问题
In this example, getSize() returns the size of an array.
template <class T, size_t N>
size_t getSize(T(&array)[N])
{
return N;
}
While this code does not compile:
template <class T, size_t N>
size_t getSize(const T array[N])
{
return N;
}
After some research I concluded that this means that C++ will allow something like this:
void func(char c[10]) {}
int main()
{
char c[5];
func(c);
}
The fact that this code compiles without even generating a warning was a surprise to me. If array size checking was implemented, it would make the code safer, and the second template would also compile and work fine.

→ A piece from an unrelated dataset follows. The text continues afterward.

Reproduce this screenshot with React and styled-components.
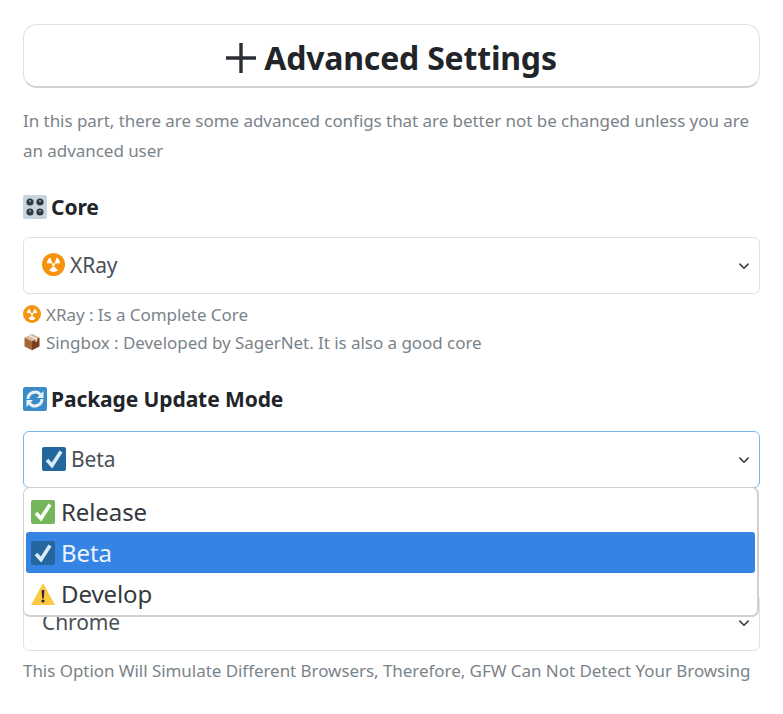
import styled, { createGlobalStyle } from 'styled-components';

const GlobalStyle = createGlobalStyle`
  * { box-sizing: border-box; }
  html, body { margin: 0; background: #fff; }
  body { font-family: 'Noto Sans', 'Open Sans', sans-serif; color: #212529; }
`;

function RadioactiveIcon({ size }) {
  return (
    <svg width={size} height={size} viewBox="0 0 24 24">
      <circle cx="12" cy="12" r="12" fill="#f7930e" />
      <path d="M11 11 L5.2 10.6 A7 7 0 0 1 8.6 4.6 Z M13 11 L15.4 4.6 A7 7 0 0 1 18.8 10.6 Z M12 13.5 L16.6 18 A7 7 0 0 1 7.4 18 Z" fill="#fff" />
      <circle cx="12" cy="12" r="1.6" fill="#fff" />
    </svg>
  );
}

function PackageIcon({ size }) {
  return (
    <svg width={size} height={size} viewBox="0 0 24 24">
      <path d="M12 1 L22 6 L12 11 L2 6 Z" fill="#d9b79c" />
      <path d="M2 6 L12 11 V23 L2 18 Z" fill="#a5673a" />
      <path d="M22 6 L12 11 V23 L22 18 Z" fill="#7a3f1d" />
      <path d="M6 3.5 L16.5 8.7 V12 L19 11 V7.3 L8.5 2.2 Z" fill="#efe3d6" />
    </svg>
  );
}

function CheckboxIcon({ size, color, mark = '#dbeaf7' }) {
  return (
    <svg width={size} height={size} viewBox="0 0 24 24">
      <rect width="24" height="24" rx="2" fill={color} />
      <path d="M5 13 L10 18.5 L19 4.5" fill="none" stroke={mark} strokeWidth="3.6" />
    </svg>
  );
}

function WarningIcon({ size }) {
  return (
    <svg width={size} height={size} viewBox="0 0 24 24">
      <path d="M12 1 L24 23 H0 Z" fill="#fdc944" />
      <path d="M10.6 8 H13.4 L12.8 16.5 H11.2 Z" fill="#2b2b2b" />
      <circle cx="12" cy="19" r="1.6" fill="#2b2b2b" />
    </svg>
  );
}

function RefreshIcon({ size }) {
  return (
    <svg width={size} height={size} viewBox="0 0 24 24">
      <rect width="24" height="24" rx="2" fill="#3a8cc9" />
      <path d="M5 12 A7 7 0 0 1 17.5 7.8" fill="none" stroke="#e6f2fa" strokeWidth="3" />
      <path d="M19 12 A7 7 0 0 1 6.5 16.2" fill="none" stroke="#e6f2fa" strokeWidth="3" />
      <path d="M20.5 4 V11 H14 Z M3.5 20 V13 H10 Z" fill="#e6f2fa" />
    </svg>
  );
}

function ControlKnobsIcon({ size }) {
  const knobs = [[7, 7], [17, 7], [7, 17], [17, 17]];
  return (
    <svg width={size} height={size} viewBox="0 0 24 24">
      <rect width="24" height="24" rx="2" fill="#c6d5df" />
      {knobs.map(([cx, cy]) => (
        <g key={`${cx}-${cy}`}>
          <circle cx={cx} cy={cy} r="3.6" fill="#2f3a42" />
          <circle cx={cx} cy={cy - 1} r="1.1" fill="#8fa3b0" />
        </g>
      ))}
    </svg>
  );
}

function Chevron() {
  return (
    <svg width="12" height="12" viewBox="0 0 16 16">
      <path d="M2.5 5.5 L8 11 L13.5 5.5" fill="none" stroke="#343a40" strokeWidth="2" strokeLinecap="round" strokeLinejoin="round" />
    </svg>
  );
}

export default function App() {
  return (
    <Page>
      <GlobalStyle />
      <AccordionButton>
        <PlusSign viewBox="0 0 30 30">
          <path d="M15 0 V30 M0 15 H30" stroke="#2a2e33" strokeWidth="3.4" />
        </PlusSign>
        Advanced Settings
      </AccordionButton>
      <Intro>
        In this part, there are some advanced configs that are better not be changed unless you are an advanced user
      </Intro>

      <Label $top={27} $bottom={16}><ControlKnobsIcon size={24} /> Core</Label>
      <Select>
        <SelectValue><RadioactiveIcon size={23} /> XRay</SelectValue>
        <Chevron />
      </Select>
      <Hints $top={6}>
        <Hint><RadioactiveIcon size={18} /> XRay : Is a Complete Core</Hint>
        <Hint><PackageIcon size={18} /> Singbox : Developed by SagerNet. It is also a good core</Hint>
      </Hints>

      <Label $top={29} $bottom={18}><RefreshIcon size={24} /> Package Update Mode</Label>
      <DropdownAnchor>
        <Select $focused>
          <SelectValue><CheckboxIcon size={24} color="#24679f" /> Beta</SelectValue>
          <Chevron />
        </Select>
        <OptionList>
          <Option><CheckboxIcon size={24} color="#76b65a" mark="#fff" /> Release</Option>
          <Option $selected><CheckboxIcon size={24} color="#24679f" /> Beta</Option>
          <Option><WarningIcon size={24} /> Develop</Option>
        </OptionList>
      </DropdownAnchor>

      <HiddenGap />
      <Select>
        <SelectValue>Chrome</SelectValue>
        <Chevron />
      </Select>
      <Hints $top={5}>
        <Hint>This Option Will Simulate Different Browsers, Therefore, GFW Can Not Detect Your Browsing</Hint>
      </Hints>
    </Page>
  );
}

const Page = styled.div`
  width: 783px;
  height: 714px;
  padding: 24px 23px 0;
  overflow: hidden;
`;

const AccordionButton = styled.div`
  display: flex;
  align-items: center;
  justify-content: center;
  gap: 8px;
  width: 737px;
  height: 64px;
  padding-top: 4px;
  background: #fff;
  border: 1px solid #dfe1e4;
  border-bottom: 2px solid #cfd1d3;
  border-radius: 14px;
  font-size: 32px;
  font-weight: 700;
  letter-spacing: -0.2px;
  color: #212529;
`;

const PlusSign = styled.svg`
  width: 30px;
  height: 30px;
`;

const Intro = styled.p`
  margin: 18px 0 0;
  font-size: 17px;
  line-height: 30px;
  letter-spacing: -0.05px;
  color: #7b838a;
`;

const Label = styled.div`
  display: flex;
  align-items: center;
  gap: 4px;
  height: 28px;
  margin: ${({ $top }) => $top}px 0 ${({ $bottom }) => $bottom}px;
  font-size: 21px;
  font-weight: 700;
  letter-spacing: -0.1px;
  color: #212529;
`;

const Select = styled.div`
  display: flex;
  align-items: center;
  justify-content: space-between;
  width: 737px;
  height: 57px;
  padding: 0 9px 0 18px;
  background: #fff;
  border: 1px solid ${({ $focused }) => ($focused ? '#7ab4f5' : '#dee2e6')};
  border-radius: 6px;
`;

const SelectValue = styled.div`
  display: flex;
  align-items: center;
  gap: 5px;
  margin-bottom: 2px;
  font-size: 21px;
  letter-spacing: -0.1px;
  color: #495057;
`;

const Hints = styled.div`
  margin-top: ${({ $top }) => $top}px;
`;

const Hint = styled.div`
  display: flex;
  align-items: center;
  gap: 5px;
  height: 28px;
  font-size: 17px;
  letter-spacing: -0.05px;
  white-space: nowrap;
  color: #7b838a;
`;

const DropdownAnchor = styled.div`
  position: relative;
`;

const OptionList = styled.div`
  position: absolute;
  top: 56px;
  left: 0;
  z-index: 2;
  display: flex;
  flex-direction: column;
  width: 736px;
  height: 130px;
  padding: 3px 2px 1px;
  background: #fff;
  border: 1px solid #d4cfcb;
  border-bottom-width: 2px;
  border-right-width: 2px;
  border-radius: 7px;
`;

const Option = styled.div`
  display: flex;
  align-items: center;
  gap: 6px;
  height: 41px;
  padding-left: 5px;
  border-radius: 3px;
  font-size: 24px;
  letter-spacing: -0.1px;
  background: ${({ $selected }) => ($selected ? '#3584e4' : 'transparent')};
  color: ${({ $selected }) => ($selected ? '#eaf2fd' : '#343a40')};
`;

const HiddenGap = styled.div`
  height: 106px;
`;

What are the reasons behind such compiler behavior?
回答1:
Like many other things in C++, "because C does it that way".
(And many things in C are the way they are because B or BCPL did it that way.)
In C++ as in C
void foo(int p[10]);
is equivalent to
void foo(int p[]);
which is equivalent to
void foo(int *p);
That is, the parameter looks like an array, but is actually a pointer.
An array argument to this function is implicitly converted into a pointer to its first element.
Both C and C++ allow you to pass a pointer to an array of a specific size, like this
void foo(int (*p)[10]);
// ...
int a[10];
int b[20];
int *c;
foo(&a); // OK
foo(&b); // Not OK
foo(c); // Not OK
and C++'s reference to an array of a specific size, which your template uses, follows from that.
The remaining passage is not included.